Some of Herbaut’s images are sheer fun. The same bride-to-be, Tong, appears transformed in another picture, this time wearing a white wedding dress while romping playfully with her groom, Cai, before an explosion of pastel roses. The photo featuring Tong in a mustard evening gown, gazing adoringly at her groom, would make a perfectly conventional wedding portrait, were it not for the extremely wide camera frame. In Herbaut’s rendition, the wedding studio’s intimidating spotlight and production paraphernalia take center stage, casting dark shadows behind the couple, which are mirrored by sinister outlines of a photographer and two studio assistants looming large in the foreground.

Herbaut’s photographs implicitly remind us of the many young women who—out of duty or fear of being ostracized—do not question the assumption that they must marry.

In other, wealthier parts of East Asia, such as Japan, Hong Kong, Singapore, South Korea, and Taiwan, women are delaying or rejecting marriage altogether. But in China, studies so far show that almost everyone still marries by age thirty-five. Sociologists Wei-Jun Jean Yeung and Shu Hu wrote recently in The ANNALS of the American Academy of Political and Social Science that thirty to forty percent of Chinese still agree that “a bad marriage is better than being single,” according to their analysis of the Chinese General Social Survey of 2005-2008.

Although some progressive, urban women are defying intense pressure to marry, many university-educated women are like Chen Jie, a twenty-five-year-old consultant in Shanghai who can rattle off an itemized account of her upcoming wedding expenses: the banquet for 180 people costs around 70,000 RMB [U.S.$11,400]; the limousine, 5,000 RMB; the wedding dress, 1,600 RMB; wedding makeup and photography, 8,000 RMB. Her tab, which totals well over U.S.$14,000, is modest compared with the weddings of other urban, well-to-do Chinese couples. “We want a simpler wedding that isn’t too exhausting,” says Chen, who is one of the subjects of my Ph.D. research on marriage in China and who asked that I not use her real name. “When you look at what my colleagues pay, we’re not spending much at all.”

Chen never dated anyone while studying at one of China’s top universities.
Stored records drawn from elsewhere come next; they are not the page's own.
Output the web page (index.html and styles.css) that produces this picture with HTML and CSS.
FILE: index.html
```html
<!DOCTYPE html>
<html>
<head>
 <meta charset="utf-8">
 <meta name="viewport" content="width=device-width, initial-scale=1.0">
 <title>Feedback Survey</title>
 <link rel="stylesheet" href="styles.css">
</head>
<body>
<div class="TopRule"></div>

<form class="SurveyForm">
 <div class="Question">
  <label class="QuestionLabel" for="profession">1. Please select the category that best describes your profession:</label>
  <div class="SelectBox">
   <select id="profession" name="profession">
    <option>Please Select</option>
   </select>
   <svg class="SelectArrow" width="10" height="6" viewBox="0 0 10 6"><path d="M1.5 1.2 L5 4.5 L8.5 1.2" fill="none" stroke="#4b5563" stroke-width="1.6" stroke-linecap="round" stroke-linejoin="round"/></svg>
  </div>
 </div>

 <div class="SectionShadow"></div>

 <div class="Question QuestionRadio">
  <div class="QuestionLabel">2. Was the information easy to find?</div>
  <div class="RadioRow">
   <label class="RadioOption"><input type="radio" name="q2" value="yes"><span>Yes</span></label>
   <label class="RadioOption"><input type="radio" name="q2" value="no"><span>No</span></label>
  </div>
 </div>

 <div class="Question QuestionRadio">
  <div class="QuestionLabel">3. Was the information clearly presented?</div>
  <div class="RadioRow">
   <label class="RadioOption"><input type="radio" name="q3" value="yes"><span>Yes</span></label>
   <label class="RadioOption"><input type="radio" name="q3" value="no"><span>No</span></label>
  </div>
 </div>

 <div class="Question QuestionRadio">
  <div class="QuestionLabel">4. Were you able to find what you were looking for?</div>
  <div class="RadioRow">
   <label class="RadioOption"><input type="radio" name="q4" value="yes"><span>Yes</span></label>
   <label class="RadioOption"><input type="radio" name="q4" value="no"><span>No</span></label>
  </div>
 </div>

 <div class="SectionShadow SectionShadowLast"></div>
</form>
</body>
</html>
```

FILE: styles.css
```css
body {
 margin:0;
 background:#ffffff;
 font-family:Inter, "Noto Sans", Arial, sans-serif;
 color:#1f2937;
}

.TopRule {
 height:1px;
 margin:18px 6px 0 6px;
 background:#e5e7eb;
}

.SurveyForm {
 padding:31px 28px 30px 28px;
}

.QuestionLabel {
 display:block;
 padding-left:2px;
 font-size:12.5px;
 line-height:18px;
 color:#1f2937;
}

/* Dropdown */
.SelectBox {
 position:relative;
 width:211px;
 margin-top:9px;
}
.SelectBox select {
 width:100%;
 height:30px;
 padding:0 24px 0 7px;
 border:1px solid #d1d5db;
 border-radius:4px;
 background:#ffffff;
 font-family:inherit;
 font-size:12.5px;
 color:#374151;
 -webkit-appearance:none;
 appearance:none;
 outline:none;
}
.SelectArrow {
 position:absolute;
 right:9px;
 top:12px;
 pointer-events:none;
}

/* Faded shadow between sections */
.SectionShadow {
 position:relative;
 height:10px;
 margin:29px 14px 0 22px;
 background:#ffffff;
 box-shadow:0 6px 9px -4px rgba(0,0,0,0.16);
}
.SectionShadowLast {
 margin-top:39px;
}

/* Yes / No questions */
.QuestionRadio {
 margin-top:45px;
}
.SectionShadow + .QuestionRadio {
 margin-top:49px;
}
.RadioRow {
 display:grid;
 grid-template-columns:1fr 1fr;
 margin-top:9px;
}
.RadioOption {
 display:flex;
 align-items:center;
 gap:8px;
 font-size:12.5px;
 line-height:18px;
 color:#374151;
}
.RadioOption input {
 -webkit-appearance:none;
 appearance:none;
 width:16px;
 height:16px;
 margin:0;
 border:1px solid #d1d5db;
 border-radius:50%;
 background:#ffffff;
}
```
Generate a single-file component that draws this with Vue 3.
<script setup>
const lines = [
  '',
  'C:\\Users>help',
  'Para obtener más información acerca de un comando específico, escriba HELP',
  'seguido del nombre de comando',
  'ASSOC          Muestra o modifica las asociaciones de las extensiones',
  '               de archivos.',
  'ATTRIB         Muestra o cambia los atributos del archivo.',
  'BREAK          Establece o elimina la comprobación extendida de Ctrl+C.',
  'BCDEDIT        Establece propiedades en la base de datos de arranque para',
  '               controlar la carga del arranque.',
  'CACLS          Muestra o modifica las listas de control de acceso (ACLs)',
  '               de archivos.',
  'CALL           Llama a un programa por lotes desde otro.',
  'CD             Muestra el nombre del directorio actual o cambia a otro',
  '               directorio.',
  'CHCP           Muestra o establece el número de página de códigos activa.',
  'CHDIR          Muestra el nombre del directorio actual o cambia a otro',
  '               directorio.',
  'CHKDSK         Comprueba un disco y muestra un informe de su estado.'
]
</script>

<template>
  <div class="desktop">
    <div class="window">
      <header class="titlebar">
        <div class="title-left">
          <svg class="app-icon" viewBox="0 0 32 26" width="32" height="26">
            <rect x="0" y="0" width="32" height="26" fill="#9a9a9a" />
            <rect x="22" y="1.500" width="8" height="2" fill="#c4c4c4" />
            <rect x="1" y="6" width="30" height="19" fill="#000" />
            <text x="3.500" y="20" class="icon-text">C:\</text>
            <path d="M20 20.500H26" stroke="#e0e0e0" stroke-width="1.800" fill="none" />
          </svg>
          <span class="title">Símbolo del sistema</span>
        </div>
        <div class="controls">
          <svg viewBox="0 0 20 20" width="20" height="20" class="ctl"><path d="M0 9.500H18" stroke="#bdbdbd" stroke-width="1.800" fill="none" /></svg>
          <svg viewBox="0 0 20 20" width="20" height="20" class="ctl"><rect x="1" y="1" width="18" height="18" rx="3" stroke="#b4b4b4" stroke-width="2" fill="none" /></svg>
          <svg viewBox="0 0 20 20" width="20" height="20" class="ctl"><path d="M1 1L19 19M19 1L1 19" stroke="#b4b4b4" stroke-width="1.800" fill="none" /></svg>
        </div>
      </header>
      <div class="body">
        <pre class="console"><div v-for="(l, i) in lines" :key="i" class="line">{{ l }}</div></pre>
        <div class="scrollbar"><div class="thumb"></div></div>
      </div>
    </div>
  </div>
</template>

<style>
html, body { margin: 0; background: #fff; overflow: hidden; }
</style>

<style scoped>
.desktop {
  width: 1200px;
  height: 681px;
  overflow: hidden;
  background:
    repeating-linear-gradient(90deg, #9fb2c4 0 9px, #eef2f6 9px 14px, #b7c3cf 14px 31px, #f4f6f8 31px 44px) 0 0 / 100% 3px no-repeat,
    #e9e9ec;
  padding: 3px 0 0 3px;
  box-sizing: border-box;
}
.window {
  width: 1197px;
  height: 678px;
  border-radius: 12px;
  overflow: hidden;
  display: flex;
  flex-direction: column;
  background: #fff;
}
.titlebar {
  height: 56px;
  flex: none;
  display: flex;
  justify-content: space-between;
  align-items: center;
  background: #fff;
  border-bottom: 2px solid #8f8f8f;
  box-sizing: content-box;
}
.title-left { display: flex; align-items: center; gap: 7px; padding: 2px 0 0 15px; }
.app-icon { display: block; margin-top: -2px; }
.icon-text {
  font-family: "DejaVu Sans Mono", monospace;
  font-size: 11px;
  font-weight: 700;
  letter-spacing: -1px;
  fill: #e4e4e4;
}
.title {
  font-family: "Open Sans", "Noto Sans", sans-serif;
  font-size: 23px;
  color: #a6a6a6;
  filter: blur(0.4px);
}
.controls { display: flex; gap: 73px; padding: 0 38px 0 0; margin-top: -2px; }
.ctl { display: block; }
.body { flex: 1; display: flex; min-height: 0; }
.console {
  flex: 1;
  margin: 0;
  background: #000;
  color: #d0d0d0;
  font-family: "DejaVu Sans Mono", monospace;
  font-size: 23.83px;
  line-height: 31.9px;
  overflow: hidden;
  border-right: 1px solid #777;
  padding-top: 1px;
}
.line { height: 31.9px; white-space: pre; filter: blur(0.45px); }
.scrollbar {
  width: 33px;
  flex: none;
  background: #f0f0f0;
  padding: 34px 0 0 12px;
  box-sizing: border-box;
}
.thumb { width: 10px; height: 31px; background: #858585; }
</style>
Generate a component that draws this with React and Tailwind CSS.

Her parents had always encouraged her to focus on her education. She was their only child, and they did not want her to be to be distracted by romance. Upon graduation, Chen landed a plum job as an IT consultant at a multinational company, then worked hard to get promoted. One day, a business partner eleven years her senior asked her if she wanted to get married and buy a home together.

“I’m supposed to get married at this age, so I said yes,” says Chen, who still has the splotchy complexion of a teenager. What about love? That’s not a topic Chen is keen to discuss. Since Chen is already twenty-five, she and her parents agreed that if she did not jump at the chance to marry now, she might become a “leftover” woman or sheng nü, as females too old to be considered desirable marriage partners are commonly called in China.

Given the pressure to marry and the rapidly rising number of middle-class consumers, it is no wonder that Chinese spend around U.S.$57 billion annually on weddings, according to the China Wedding Industry Report. Shanghai’s The Only Studio photographs eighty couples a day and features 300 employees—photographers, costume designers, makeup artists, and hair dressers—working on three floors of sets, which include a fake winter garden, fake church, and fake Greek island.

At The Only Studio, against a background decorated as though it were a room in Versailles, an assistant dressed in casual jeans and sneakers smoothes out the perfectly arrayed white wedding gown of the bride-to-be, twenty-eight-year-old Cheng, who sits staring ahead like a heavily made-up marionette. The man seated next to her rather indifferently and out of costume is her groom, thirty-three-year-old Zhang. His identity is irrelevant; he could just as easily be another stage hand. The bride is the one who wears the fancy princess costume, acting out a fantasy of royalty and romance. Absent from the demeanor of both the bride and groom is something that one might normally associate with a wedding photo: joy.

No matter. What counts in this setting is that the bride is being prepared for a rite of passage, her assumption of her proper role in society, as a respectable and wealthy wife like the ones in the portraits of eighteenth-century Europeans on the ornately decorated wall behind her. Is that Marie Antoinette in the large painting to her right? And if so, does the look of terror in the bride’s eyes suggest she knows the French queen was beheaded? Probably not. And Herbaut doesn’t tell us. But he does leave our own eyes hovering between the two women, searching in vain for signs that the Chinese bride can look forward to a brighter future.